>>>>
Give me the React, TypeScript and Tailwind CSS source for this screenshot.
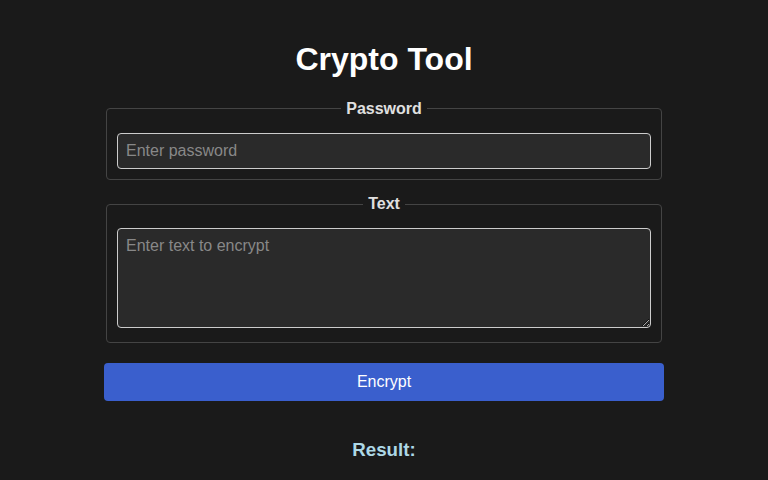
import React, { useState } from "react";

export default function App() {
  const [password, setPassword] = useState("");
  const [text, setText] = useState("");

  return (
    <div className="min-h-screen bg-[#1a1a1a] p-5 text-[#e0e0e0] font-['Liberation_Sans',Arial,sans-serif]">
      <div className="mx-auto w-[560px]">
        <h1 className="my-[21.44px] text-center text-[32px] font-bold leading-[1.15] text-white">
          Crypto Tool
        </h1>

        <fieldset className="mx-[2px] mb-[15px] rounded-[4px] border border-[#444] px-[10px] pt-[15px] pb-[10px]">
          <legend className="mx-auto px-[5px] text-base font-bold leading-[1.15]">Password</legend>
          <input
            type="password"
            value={password}
            onChange={(e) => setPassword(e.target.value)}
            placeholder="Enter password"
            className="block h-[36px] w-full rounded-[4px] border border-[#ccc] bg-[#2a2a2a] px-2 text-base text-white placeholder:text-[#888] outline-none"
          />
        </fieldset>

        <fieldset className="mx-[2px] mb-[20px] rounded-[4px] border border-[#444] px-[10px] pt-[15px] pb-[14px]">
          <legend className="mx-auto px-[5px] text-base font-bold leading-[1.15]">Text</legend>
          <textarea
            value={text}
            onChange={(e) => setText(e.target.value)}
            placeholder="Enter text to encrypt"
            className="block h-[100px] w-full rounded-[4px] border border-[#ccc] bg-[#2a2a2a] px-2 py-[5px] text-base text-white placeholder:text-[#888] outline-none"
          />
        </fieldset>

        <button className="h-[38px] w-full rounded-[4px] bg-[#3a5fcd] text-base text-white">
          Encrypt
        </button>

        <div>
          <h3 className="mt-[38px] mb-[18.72px] text-center text-[18.72px] font-bold leading-[1.15] text-[#add8e6]">
            Result:
          </h3>
        </div>
      </div>
    </div>
  );
}
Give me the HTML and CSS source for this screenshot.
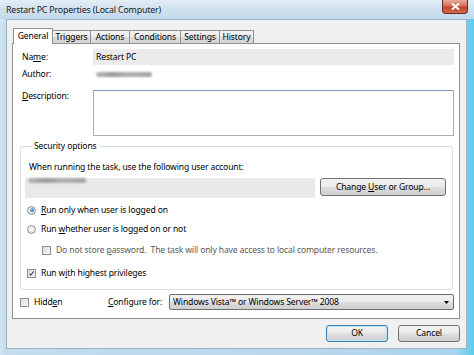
FILE: index.html
```html
<html>
<head>
<meta http-equiv="content-type" content="text/html; charset=utf-8">
<link rel="stylesheet" href="styles.css">
<title>Restart PC Properties (Local Computer)</title>
</head>
<body>
<div class=window>
<div class=titlebar>
<span class=title>Restart PC Properties (Local Computer)</span>
<div class=close><svg width=11 height=9 viewBox="0 0 11 9"><path d="M2 1.5L9 7.5M9 1.5L2 7.5" stroke="#fff" stroke-width="2"/></svg></div>
</div>
<div class=client>
<div class=tabs>
<div class="tab here t1">General</div><div class="tab t2">Triggers</div><div class="tab t3">Actions</div><div class="tab t4">Conditions</div><div class="tab t5">Settings</div><div class="tab t6">History</div>
</div>
<div class=panel>
<div class="row namerow"><span class=label>Na<u>m</u>e:</span><div class="field ro">Restart PC</div></div>
<div class="row authrow"><span class=label>Author:</span><span class="smudge short"></span></div>
<div class="row descrow"><span class=label><u>D</u>escription:</span><div class=memo></div></div>
<fieldset class=group>
<legend>Security options</legend>
<div class=account>When running the task, use the following user account:</div>
<div class=userrow><div class="field user"><span class="smudge long"></span></div><div class="btn change">Change <u>U</u>ser or Group...</div></div>
<div class="opt o1"><span class="radio on"></span><span><u>R</u>un only when user is logged on</span></div>
<div class="opt o2"><span class=radio></span><span>Run <u>w</u>hether user is logged on or not</span></div>
<div class="opt o3 dim"><span class=check></span><span>Do not store <u>p</u>assword.&nbsp; The task will only have access to local computer resources.</span></div>
<div class="opt o4"><span class="check on"><svg width=9 height=9 viewBox="0 0 9 9"><path d="M1.8 4.6L3.6 6.6L7.4 1.8" fill="none" stroke="#3d4e79" stroke-width="1.4"/></svg></span><span>Run w<u>i</u>th highest privileges</span></div>
</fieldset>
<div class=cfgrow>
<div class="opt hidden"><span class=check></span><span>Hidd<u>e</u>n</span></div>
<span class=cfglabel><u>C</u>onfigure for:</span>
<div class=combo><span>Windows Vista™ or Windows Server™ 2008</span><svg width=5 height=3 viewBox="0 0 5 3"><path d="M0 0H5L2.5 3Z" fill="#000"/></svg></div>
</div>
</div>
<div class=buttons>
<div class="btn ok">OK</div>
<div class="btn cancel">Cancel</div>
</div>
</div>
</div>
</body>
</html>
```
FILE: styles.css
```css
html,body{margin:0;padding:0}
body{width:474px;height:355px;overflow:hidden;font-family:"Noto Sans","DejaVu Sans",sans-serif;font-size:8.6px;letter-spacing:-0.15px;color:#000;background:#9fcbe8}
u{text-decoration:underline;text-underline-offset:1px}
.window{width:474px;height:355px;display:flex;flex-direction:column;box-sizing:border-box;
background:linear-gradient(to right,#d4e6f3 0,#c3dcee 6px,#bcd7ec 60%,#a9d4ef 96%,#5ccbee 100%)}
.titlebar{height:19px;flex:none;display:flex;align-items:center;padding-left:6px;
background:linear-gradient(to bottom,#e3eef7 0,#cfe1ef 50%,#c2d9ec 100%)}
.title{font-size:8.8px;line-height:19px;padding-top:2px;color:#1a1a1a}
.close{margin-left:auto;margin-right:6px;align-self:flex-start;width:26px;height:14px;box-sizing:border-box;
border:1px solid #6d2b22;border-top:0;border-radius:0 0 4px 4px;display:flex;align-items:center;justify-content:center;
background:linear-gradient(to bottom,#e9a99c 0,#d6705d 45%,#c2412c 55%,#d26a4d 100%)}
.client{flex:1;margin:0 7px 6px 6px;background:#f0f0f0;border:1px solid #9fb2c2;box-sizing:border-box;
padding:8px 6px 0 5px;display:flex;flex-direction:column}
.tabs{display:flex;align-items:flex-end;height:15px;padding-left:1px}
.tab{box-sizing:border-box;height:13px;line-height:12px;text-align:center;border:1px solid #8d9198;border-bottom:0;
margin-left:-1px;background:linear-gradient(to bottom,#f4f4f4 0,#e9e9e9 50%,#dcdcdc 51%,#d5d5d5 100%)}
.tab.here{height:16px;margin-bottom:-1px;background:#fff;position:relative;z-index:1;line-height:14px;margin-left:0}
.t1{width:40px}.t2{width:39px}.t3{width:40px}.t4{width:52px}.t5{width:40px}.t6{width:35px}
.panel{height:276px;box-sizing:border-box;border:1px solid #8d9198;background:#fff;padding:5px 5px 0 7px}
.row{display:flex}
.label{width:73px;flex:none;padding-left:2px;box-sizing:border-box}
.namerow{height:16px;align-items:center}
.field{background:#ebebeb;flex:1;height:16px;line-height:16px;padding-left:3px}
.authrow{height:16px;margin-top:1px;align-items:center}
.smudge{display:inline-block;height:5px;border-radius:3px;background:linear-gradient(to right,#b8b8b8 0,#9a9a9a 30%,#b0b0b0 60%,#a4a4a4 100%);filter:blur(1.1px)}
.smudge.short{width:56px;margin-left:3px}
.smudge.long{width:58px;margin-left:0;vertical-align:middle}
.descrow{margin-top:8px;height:46px}
.descrow .label{line-height:12px}
.memo{flex:1;height:46px;box-sizing:border-box;border:1px solid #abadb3;border-top-color:#7d99b4;background:#fff}
.group{margin:3px 1px 0 0;padding:7px 6px 9px 6px;border:1px solid #d5dfe5;border-radius:3px}
legend{padding:0 2px;margin-left:5px;line-height:14px}
.account{line-height:14px;padding-left:2px}
.userrow{display:flex;margin-top:4px;height:20px;margin-left:-2px}
.user{flex:none;width:287px;height:20px;line-height:20px;background:#e9e9e9}
.btn{box-sizing:border-box;height:18px;line-height:16px;text-align:center;border:1px solid #707070;border-radius:3px;
background:linear-gradient(to bottom,#f2f2f2 0,#ebebeb 48%,#dddddd 52%,#cfcfcf 100%)}
.change{width:126px;margin-left:5px}
.opt{display:flex;align-items:center;height:14px;gap:5px}
.o1{margin-top:5px;padding-left:0}
.o2{margin-top:5px}
.o3{margin-top:7px;padding-left:15px}
.o4{margin-top:9px;padding-left:0}
.dim{color:#5a5a5a}
.radio{width:9px;height:9px;flex:none;box-sizing:border-box;border-radius:50%;border:1px solid #8e8f8f;
background:radial-gradient(circle at 50% 40%,#fff 0,#e6e6e6 60%,#cfcfcf 100%);display:flex;align-items:center;justify-content:center}
.radio.on::after{content:"";width:4px;height:4px;border-radius:50%;background:radial-gradient(circle at 40% 35%,#9dd3f5 0,#2e76c1 60%,#1b4f8e 100%)}
.check{width:9px;height:9px;flex:none;box-sizing:border-box;border:1px solid #8f8f8f;
background:linear-gradient(135deg,#dcdcdc 0,#f7f7f7 100%);display:flex;align-items:center;justify-content:center}
.check svg{display:block}
.cfgrow{display:flex;align-items:center;height:16px;margin-top:4px}
.hidden{padding-left:0;width:88px;flex:none}
.cfglabel{width:61px;flex:none}
.combo{flex:1;height:16px;box-sizing:border-box;border:1px solid #707070;border-radius:2px;display:flex;align-items:center;
padding:0 4px 0 3px;justify-content:space-between;
background:linear-gradient(to bottom,#f2f2f2 0,#ebebeb 48%,#dddddd 52%,#cfcfcf 100%)}
.buttons{display:flex;justify-content:flex-end;gap:10px;margin-top:6px}
.buttons .btn{width:62px;height:17px;line-height:15px}
.ok{border-color:#3c7fb1;box-shadow:inset 0 0 0 1px #bfe3f7}
```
<<<<
• Set exercise: Return only the lines running from the top of the data to the line that holds "const [text, setText]". Include both of those lines, but skip the pictures.

• Output below:
Give me the React, TypeScript and Tailwind CSS source for this screenshot.
import React, { useState } from "react";

export default function App() {
  const [password, setPassword] = useState("");
  const [text, setText] = useState("");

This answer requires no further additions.